Friday, January 28, 2005

"Trust Me!" -- An Iraqi History Timeline

Great Moments in The History of the War in Iraq

March 19, 2003 - U.S. launches a war against Iraq; the invasion is code-named "Operation Iraqi Liberation" -- aka "OIL" -- but is quickly changed to "Operation Iraqi Freedom." (Later, Arabic scholars point out that the initials "OIF" -- when pronounced in Arabic, means "Crusader's Blunder") The Bush administration paints images resembling Paris in 1944, with Iraqis showering American soldiers with flowers and kisses.

This is gonna be a breeze.


April 9, 2003 - American troops enter Baghdad; they stage a photo-op wherein Iraqis bring down a giant statue of Saddam Hussein with a U.S. military crane.

Things will get better.


April 14, 2003 - The Pentagon declares major fighting at an end.

Things are swell!


May 1, 2003 - President Bush stuffs a pair of socks in the crotch of his flight suit and lands an airplane on the USS Lincoln in a staged photo-op for the American press. A gigantic sign declares, "Mission Accomplished" -- meaning the war in Baghdad is over.

Americans can now celebrate "Victory in Iraq!"


July 13, 2003 - Paul Bremer appoints 25 Iraqis to an Interim Governing Council.

The violence against Americans should end.


July 22, 2003 - American soldiers kill Saddam's sons, Husay and Quday. The heirs to power in the Baathist party are dead. It is the beginning of the end of the insurgency.

Things are going to get better.


September 7, 2003 - President Bush asks Congress for a mere $87 billion for the ongoing 'police action' in Iraq. Nation building ain't cheap, and unlike the Democrats, when the Republicans throw money at a problem, it gets solved.

Things couldn't be better!


December 13, 2003 - American soldiers capture Saddam Hussein. He is confined and will later be tried in a court of law in what has been called, "The Trial of the Century." (Iraqis apparently never heard of O.J. Simpson) This is the end of the insurgency among pro-Saddam Baathists.

Things are great! Whoo-hoo! Let's par-tay, America!


April 4, 2004 - U.S. troops begin the first in a series of futile "assualts" on the city of Falluja. In Vietnam era parlance, "We had to destroy the village in order to save it."

Things are looking up!


May 28, 2004 - Iyad Allawi, an ex-Baathist hit man and CIA and MI-5 employee is appointed Prime Minister of Iraq. He is called "Saddam Lite", and the hope is that he can get control of his semi-domesticated Troglodyte fellow Iraqis. He is armed, by the way.

Things are going to get better now, we promise!


June 28, 2004 - In a surprise move, the United States transfers power back to Iraqis two days early. The ceremony was held in secret to thwart attacks by Iraqi insurgents. Only 30 people were present.

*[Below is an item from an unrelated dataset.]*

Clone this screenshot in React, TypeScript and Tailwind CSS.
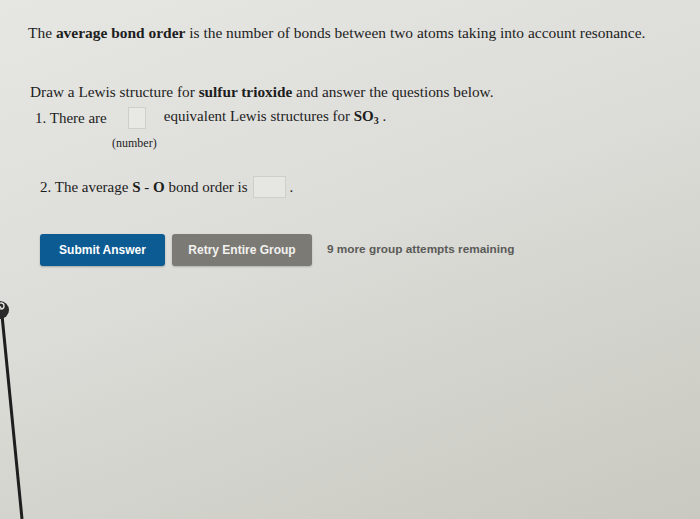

Um, we wanted it to be a surprise. Things are REALLY gonna improve now that these bastards have their 'sovereignty.' Trust me.


July 7, 2004 - Things are going so swell that to celebrate the relative peace and calm in the streets, Prime Minister Allawi signs a law permitting him to impose martial law.

This is really a good thing for 'freedom' and 'democracy'!


January 30, 2005 - Iraqi elections go off without a hitch. At least ten or twelve people were able to vote, thus insuring a consensus in a country united by its tribal and religious past.

This is great, wonderful, fantastic! No more bombs, killings, or dead American G.I.s! The Iraqis finally have their democracy.


February 1, 2005 - Thanks to a secretly negotiated deal between Bush, Blair, and Saddam Lite, the new "Iraqi" government asks all foreign troops to leave Iraq. Bush gets down on his knees and thanks God.


February 2, 2005 - Americans begin withdrawal. Taliban sets up shop, but is thwarted by chaos and anarchism created by escalating civil war.


February 3, 2005 - Rumsfeld and Cheney remind Bush that the Muslim Haj is currently taking place; they encourage Bush to drop H-Bombs on Mecca and Messina, thus finally -- once and for all -- insuring "peace, security, democracy, and freedom" in the Middle East.